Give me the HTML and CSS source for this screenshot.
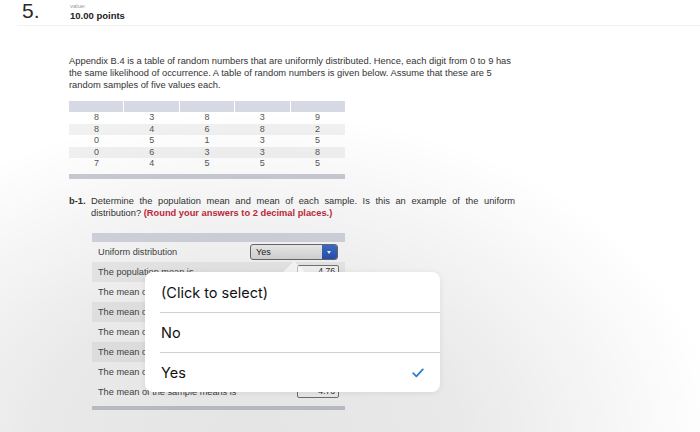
FILE: index.html
```html
<!DOCTYPE html>
<html lang="en">
<head>
<meta charset="utf-8">
<title>Question 5</title>
<link rel="stylesheet" href="styles.css">
</head>
<body>
<div class="page">
  <header class="qhead">
    <div class="qnum">5.</div>
    <div class="qval">
      <div class="vlabel">value:</div>
      <div class="vpts">10.00 points</div>
    </div>
  </header>

  <section class="qbody">
    <p class="intro">Appendix B.4 is a table of random numbers that are uniformly distributed. Hence, each digit from 0 to 9 has<br>the same likelihood of occurrence. A table of random numbers is given below. Assume that these are 5<br>random samples of five values each.</p>

    <div class="digits">
      <div class="dhead"><span></span><span></span><span></span><span></span><span></span></div>
      <div class="drow"><span>8</span><span>3</span><span>8</span><span>3</span><span>9</span></div>
      <div class="drow alt"><span>8</span><span>4</span><span>6</span><span>8</span><span>2</span></div>
      <div class="drow"><span>0</span><span>5</span><span>1</span><span>3</span><span>5</span></div>
      <div class="drow alt"><span>0</span><span>6</span><span>3</span><span>3</span><span>8</span></div>
      <div class="drow"><span>7</span><span>4</span><span>5</span><span>5</span><span>5</span></div>
      <div class="dfoot"></div>
    </div>

    <div class="task">
      <span class="tag">b-1.</span>
      <div class="ttext">
        <span class="tline">Determine the population mean and mean of each sample. Is this an example of the uniform</span>
        <span class="tlast">distribution? <b class="note">(Round your answers to 2 decimal places.)</b></span>
      </div>
    </div>

    <div class="answers">
      <div class="ahead"></div>
      <div class="arow">
        <span class="alabel">Uniform distribution</span>
        <span class="select"><span class="stext">Yes</span><span class="sbtn"></span></span>
      </div>
      <div class="arow alt"><span class="alabel">The population mean is</span><span class="field">4.76</span></div>
      <div class="arow"><span class="alabel">The mean of sample 1 is</span><span class="field">6.20</span></div>
      <div class="arow alt"><span class="alabel">The mean of sample 2 is</span><span class="field">5.00</span></div>
      <div class="arow"><span class="alabel">The mean of sample 3 is</span><span class="field">2.80</span></div>
      <div class="arow alt"><span class="alabel">The mean of sample 4 is</span><span class="field">4.40</span></div>
      <div class="arow"><span class="alabel">The mean of sample 5 is</span><span class="field">5.40</span></div>
      <div class="arow"><span class="alabel">The mean of the sample means is</span><span class="field">4.76</span></div>
      <div class="afoot"></div>
    </div>
  </section>
</div>

<!-- dimmed backdrop behind the open picker -->
<div class="dim"></div>

<!-- option picker for the "Uniform distribution" select -->
<div class="picker">
  <div class="caret"></div>
  <div class="opt"><span>(Click to select)</span></div>
  <div class="opt"><span>No</span></div>
  <div class="opt"><span>Yes</span>
    <svg class="check" width="12" height="10" viewBox="0 0 12 10"><path d="M1.2 5.2 L4.4 8.3 L10.8 1.4" fill="none" stroke="#2f7bd6" stroke-width="1.8" stroke-linecap="round" stroke-linejoin="round"/></svg>
  </div>
</div>
</body>
</html>
```

FILE: styles.css
```css
html, body {
  margin: 0;
  padding: 0;
  background: #fff;
}

body {
  width: 700px;
  height: 432px;
  overflow: hidden;
  position: relative;
  font-family: "Liberation Sans", Arial, sans-serif;
  color: #333;
}

/* question header */
.qhead {
  display: flex;
  align-items: flex-start;
  height: 25px;
  margin-left: 17px;
  padding-left: 5px;
  border-bottom: 1px solid #f2f2f2;
}

.qnum {
  width: 48px;
  font-size: 21px;
  line-height: 21px;
  color: #2a2a2a;
}

.qval {
  padding-top: 3px;
}

.vlabel {
  font-size: 6px;
  line-height: 7px;
  color: #999;
}

.vpts {
  font-size: 9.5px;
  line-height: 12px;
  font-weight: bold;
  color: #222;
}

/* question body */
.qbody {
  padding-left: 69px;
}

.intro {
  margin: 29px 0 0;
  font-size: 9.35px;
  line-height: 12px;
  color: #333;
}

/* random digits table */
.digits {
  width: 276px;
  margin-top: 10px;
}

.dhead {
  display: grid;
  grid-template-columns: repeat(5, 1fr);
  column-gap: 1px;
  height: 11px;
}

.dhead span {
  background: #d6d9e3;
}

.drow {
  display: grid;
  grid-template-columns: repeat(5, 1fr);
  height: 11.6px;
  font-size: 9px;
  line-height: 11.6px;
  color: #555;
  text-align: center;
}

.drow.alt {
  background: #f1f1f1;
}

.dfoot {
  height: 5px;
  margin-top: 4px;
  background: #c9ccd5;
}

/* b-1 prompt */
.task {
  display: flex;
  margin-top: 16px;
  font-size: 9.3px;
  line-height: 12px;
  color: #333;
}

.tag {
  width: 22px;
  font-weight: bold;
}

.ttext {
  width: 424px;
}

.tline {
  display: block;
  text-align: justify;
  text-align-last: justify;
}

.tlast {
  display: block;
}

.note {
  color: #c3293d;
}

/* answer table */
.answers {
  width: 253px;
  margin-top: 14px;
  margin-left: 23px;
}

.ahead {
  height: 9px;
  background: #d6d9e3;
}

.arow {
  display: flex;
  align-items: center;
  justify-content: space-between;
  height: 20px;
  padding: 0 6px 0 6px;
  font-size: 9.2px;
  color: #444;
}

.arow.alt {
  background: #f1f1f1;
}

.select {
  display: flex;
  align-items: stretch;
  width: 86px;
  height: 14px;
  margin-right: 1px;
  border: 1px solid #6a6a6a;
  border-radius: 3px;
  overflow: hidden;
  background: linear-gradient(#f4f4f4, #dcdcdc);
}

.stext {
  flex: 1;
  padding-left: 5px;
  font-size: 9px;
  line-height: 14px;
  color: #222;
}

.sbtn {
  position: relative;
  width: 15px;
  background: linear-gradient(#3f6fd0, #2852b0);
}

.sbtn::after {
  content: "";
  position: absolute;
  left: 5px;
  top: 6px;
  border-left: 2.5px solid transparent;
  border-right: 2.5px solid transparent;
  border-top: 3px solid #fff;
}

.field {
  width: 42px;
  height: 13px;
  box-sizing: border-box;
  border: 1px solid #777;
  border-radius: 2px;
  padding-right: 3px;
  text-align: right;
  font-size: 8.6px;
  line-height: 11px;
  color: #333;
  background: #fff;
}

.afoot {
  height: 4px;
  margin-top: 4px;
  background: #c9ccd5;
}

/* backdrop */
.dim {
  position: absolute;
  inset: 0;
  background: radial-gradient(ellipse 470px 330px at 250px 440px, rgba(0, 0, 0, 0.105) 0%, rgba(0, 0, 0, 0.085) 45%, rgba(0, 0, 0, 0) 100%);
}

/* picker popover */
.picker {
  position: absolute;
  left: 145px;
  top: 272px;
  width: 295px;
  height: 120px;
  background: #fff;
  border-radius: 8px;
  box-shadow: 0 1px 6px rgba(0, 0, 0, 0.08);
  font-family: Inter, "Noto Sans", sans-serif;
  color: #111;
}

.caret {
  position: absolute;
  left: 138px;
  top: -11px;
  width: 0;
  height: 0;
  border-left: 11px solid transparent;
  border-right: 11px solid transparent;
  border-bottom: 11px solid rgba(255, 255, 255, 0.55);
}

.opt {
  position: relative;
  display: flex;
  align-items: center;
  justify-content: space-between;
  height: 40px;
  margin-left: 15px;
  padding-left: 1px;
  padding-right: 16px;
  font-size: 14.5px;
}

.opt + .opt {
  border-top: 1px solid #cfcfcf;
  height: 39px;
}

.check {
  display: block;
}
```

━━━

■ **Goal**: Reproduce the full listing above verbatim, with no pictures included.

■ **Final result**:
Give me the HTML and CSS source for this screenshot.
FILE: index.html
```html
<!DOCTYPE html>
<html lang="en">
<head>
<meta charset="utf-8">
<title>Question 5</title>
<link rel="stylesheet" href="styles.css">
</head>
<body>
<div class="page">
  <header class="qhead">
    <div class="qnum">5.</div>
    <div class="qval">
      <div class="vlabel">value:</div>
      <div class="vpts">10.00 points</div>
    </div>
  </header>

  <section class="qbody">
    <p class="intro">Appendix B.4 is a table of random numbers that are uniformly distributed. Hence, each digit from 0 to 9 has<br>the same likelihood of occurrence. A table of random numbers is given below. Assume that these are 5<br>random samples of five values each.</p>

    <div class="digits">
      <div class="dhead"><span></span><span></span><span></span><span></span><span></span></div>
      <div class="drow"><span>8</span><span>3</span><span>8</span><span>3</span><span>9</span></div>
      <div class="drow alt"><span>8</span><span>4</span><span>6</span><span>8</span><span>2</span></div>
      <div class="drow"><span>0</span><span>5</span><span>1</span><span>3</span><span>5</span></div>
      <div class="drow alt"><span>0</span><span>6</span><span>3</span><span>3</span><span>8</span></div>
      <div class="drow"><span>7</span><span>4</span><span>5</span><span>5</span><span>5</span></div>
      <div class="dfoot"></div>
    </div>

    <div class="task">
      <span class="tag">b-1.</span>
      <div class="ttext">
        <span class="tline">Determine the population mean and mean of each sample. Is this an example of the uniform</span>
        <span class="tlast">distribution? <b class="note">(Round your answers to 2 decimal places.)</b></span>
      </div>
    </div>

    <div class="answers">
      <div class="ahead"></div>
      <div class="arow">
        <span class="alabel">Uniform distribution</span>
        <span class="select"><span class="stext">Yes</span><span class="sbtn"></span></span>
      </div>
      <div class="arow alt"><span class="alabel">The population mean is</span><span class="field">4.76</span></div>
      <div class="arow"><span class="alabel">The mean of sample 1 is</span><span class="field">6.20</span></div>
      <div class="arow alt"><span class="alabel">The mean of sample 2 is</span><span class="field">5.00</span></div>
      <div class="arow"><span class="alabel">The mean of sample 3 is</span><span class="field">2.80</span></div>
      <div class="arow alt"><span class="alabel">The mean of sample 4 is</span><span class="field">4.40</span></div>
      <div class="arow"><span class="alabel">The mean of sample 5 is</span><span class="field">5.40</span></div>
      <div class="arow"><span class="alabel">The mean of the sample means is</span><span class="field">4.76</span></div>
      <div class="afoot"></div>
    </div>
  </section>
</div>

<!-- dimmed backdrop behind the open picker -->
<div class="dim"></div>

<!-- option picker for the "Uniform distribution" select -->
<div class="picker">
  <div class="caret"></div>
  <div class="opt"><span>(Click to select)</span></div>
  <div class="opt"><span>No</span></div>
  <div class="opt"><span>Yes</span>
    <svg class="check" width="12" height="10" viewBox="0 0 12 10"><path d="M1.2 5.2 L4.4 8.3 L10.8 1.4" fill="none" stroke="#2f7bd6" stroke-width="1.8" stroke-linecap="round" stroke-linejoin="round"/></svg>
  </div>
</div>
</body>
</html>
```

FILE: styles.css
```css
html, body {
  margin: 0;
  padding: 0;
  background: #fff;
}

body {
  width: 700px;
  height: 432px;
  overflow: hidden;
  position: relative;
  font-family: "Liberation Sans", Arial, sans-serif;
  color: #333;
}

/* question header */
.qhead {
  display: flex;
  align-items: flex-start;
  height: 25px;
  margin-left: 17px;
  padding-left: 5px;
  border-bottom: 1px solid #f2f2f2;
}

.qnum {
  width: 48px;
  font-size: 21px;
  line-height: 21px;
  color: #2a2a2a;
}

.qval {
  padding-top: 3px;
}

.vlabel {
  font-size: 6px;
  line-height: 7px;
  color: #999;
}

.vpts {
  font-size: 9.5px;
  line-height: 12px;
  font-weight: bold;
  color: #222;
}

/* question body */
.qbody {
  padding-left: 69px;
}

.intro {
  margin: 29px 0 0;
  font-size: 9.35px;
  line-height: 12px;
  color: #333;
}

/* random digits table */
.digits {
  width: 276px;
  margin-top: 10px;
}

.dhead {
  display: grid;
  grid-template-columns: repeat(5, 1fr);
  column-gap: 1px;
  height: 11px;
}

.dhead span {
  background: #d6d9e3;
}

.drow {
  display: grid;
  grid-template-columns: repeat(5, 1fr);
  height: 11.6px;
  font-size: 9px;
  line-height: 11.6px;
  color: #555;
  text-align: center;
}

.drow.alt {
  background: #f1f1f1;
}

.dfoot {
  height: 5px;
  margin-top: 4px;
  background: #c9ccd5;
}

/* b-1 prompt */
.task {
  display: flex;
  margin-top: 16px;
  font-size: 9.3px;
  line-height: 12px;
  color: #333;
}

.tag {
  width: 22px;
  font-weight: bold;
}

.ttext {
  width: 424px;
}

.tline {
  display: block;
  text-align: justify;
  text-align-last: justify;
}

.tlast {
  display: block;
}

.note {
  color: #c3293d;
}

/* answer table */
.answers {
  width: 253px;
  margin-top: 14px;
  margin-left: 23px;
}

.ahead {
  height: 9px;
  background: #d6d9e3;
}

.arow {
  display: flex;
  align-items: center;
  justify-content: space-between;
  height: 20px;
  padding: 0 6px 0 6px;
  font-size: 9.2px;
  color: #444;
}

.arow.alt {
  background: #f1f1f1;
}

.select {
  display: flex;
  align-items: stretch;
  width: 86px;
  height: 14px;
  margin-right: 1px;
  border: 1px solid #6a6a6a;
  border-radius: 3px;
  overflow: hidden;
  background: linear-gradient(#f4f4f4, #dcdcdc);
}

.stext {
  flex: 1;
  padding-left: 5px;
  font-size: 9px;
  line-height: 14px;
  color: #222;
}

.sbtn {
  position: relative;
  width: 15px;
  background: linear-gradient(#3f6fd0, #2852b0);
}

.sbtn::after {
  content: "";
  position: absolute;
  left: 5px;
  top: 6px;
  border-left: 2.5px solid transparent;
  border-right: 2.5px solid transparent;
  border-top: 3px solid #fff;
}

.field {
  width: 42px;
  height: 13px;
  box-sizing: border-box;
  border: 1px solid #777;
  border-radius: 2px;
  padding-right: 3px;
  text-align: right;
  font-size: 8.6px;
  line-height: 11px;
  color: #333;
  background: #fff;
}

.afoot {
  height: 4px;
  margin-top: 4px;
  background: #c9ccd5;
}

/* backdrop */
.dim {
  position: absolute;
  inset: 0;
  background: radial-gradient(ellipse 470px 330px at 250px 440px, rgba(0, 0, 0, 0.105) 0%, rgba(0, 0, 0, 0.085) 45%, rgba(0, 0, 0, 0) 100%);
}

/* picker popover */
.picker {
  position: absolute;
  left: 145px;
  top: 272px;
  width: 295px;
  height: 120px;
  background: #fff;
  border-radius: 8px;
  box-shadow: 0 1px 6px rgba(0, 0, 0, 0.08);
  font-family: Inter, "Noto Sans", sans-serif;
  color: #111;
}

.caret {
  position: absolute;
  left: 138px;
  top: -11px;
  width: 0;
  height: 0;
  border-left: 11px solid transparent;
  border-right: 11px solid transparent;
  border-bottom: 11px solid rgba(255, 255, 255, 0.55);
}

.opt {
  position: relative;
  display: flex;
  align-items: center;
  justify-content: space-between;
  height: 40px;
  margin-left: 15px;
  padding-left: 1px;
  padding-right: 16px;
  font-size: 14.5px;
}

.opt + .opt {
  border-top: 1px solid #cfcfcf;
  height: 39px;
}

.check {
  display: block;
}
```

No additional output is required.